Paging through back issues of the magazines over the past few months in preparation for this issue reinforced our belief that the editorial equation hasn’t changed. Sure, more readers want this information in a digital format so they can access it 24/7 on their smartphones, tablets or other electronic devices, but the core editorial content we publish each month to fulfill that mission hasn’t changed much over the years.

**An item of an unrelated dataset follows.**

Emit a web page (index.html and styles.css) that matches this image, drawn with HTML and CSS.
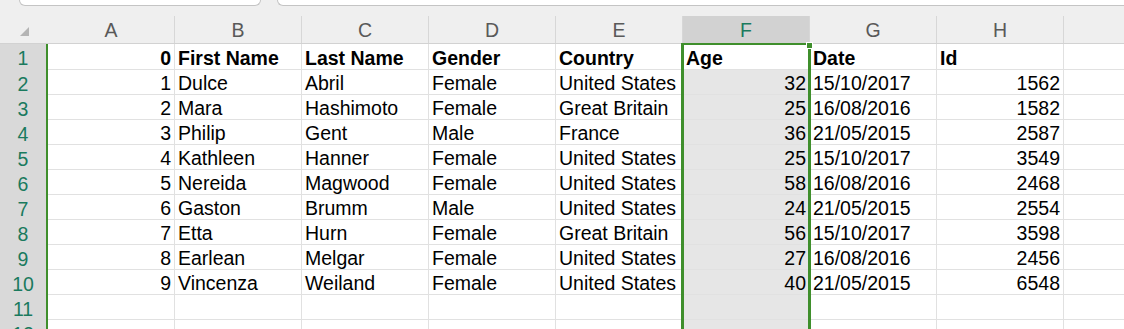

I didn’t realize how little EW’s editorial mission had changed until I read what George Ganzenmuller wrote in his  “Times & Trends” in EW’s 50th Anniversary issue published in March, 1970. George was the magazine’s chief editor for more than 30 years and he hired me in Nov. 1982. What he wrote 45 years ago about the magazine’s editorial mission still rings true today:

“Over the decades, we have constantly sought to fulfill these editorial objectives:

  • To define, analyze, and offer solutions to the industry’s major problems.
  • To inspire better performance through spotlighting the successful methods of individuals and firms.
  • To advance the industry through ideas or approaches drawn from our foremost authorities on subjects of vital interest to our field.
  • To present product information in an easy-to-understand manner.
  • To pinpoint market opportunities.
  • To assemble and interpret market statistics.
  • To provide a strong medium of communication between distributors and manufacturers on matters of mutual interest.
  • To search out the attitudes of distributors’ customers as they reflect on the performance of the industry.
  • To build a better appreciation of the economic advantages of wholesale distribution.”

I also enjoyed what he wrote about the theme of EW’s 50th Anniversary Issue, because its intent is very similar to what we have attempted to provide in our 95th Anniversary salute beginning on page 20.

“When we started to plan our 50th Anniversary issue in the fall of 1968, we decided that our primary focus would be on the future, not the past. It might have pleased our editorial vanity to fill our pages with a nostalgic recounting of our role in guiding the industry to greatness. But readers could ask us, as readers should, “What have you done for us lately?”

“No publication or any organization for that matter, can expect to coast on past performance or old formulas. It’s what you do here and now, and even more important how you prepare for the future that count.”

I learned so much about this industry  from George Ganzenmuller, and from his hand-picked successor as chief editor, Andrea Herbert.  It’s been an honor for me to write for EW in this same ‘Times & Trends” column as my mentors, George and Andrea. Little did I know, I would still be learning from George to this day from what he wrote in “Times & Trends” 45 years ago.


The March, 1920 of “The Jobber’s Salesman,” Electrical Wholesaling’s predecessor, published some “Sales Don’ts” that still have legs 95 years later. Here are some of the best:

  • Don’t argue -- illustrate.
  • Don’t ever tell a prospect that he is mistaken.
  • Don’t talk price; talk quality even though your price is low.
  • Don’t run down the other fellow’s goods; talk the reason why of your goods.
  • Don’t neglect the fact legs often make up for brains in getting orders -- although one isn’t much good without the other.
  • Don’t smoke in the presence of a prospect unless he invites you to do so.
  • Don’t neglect to read the trade journals in your line.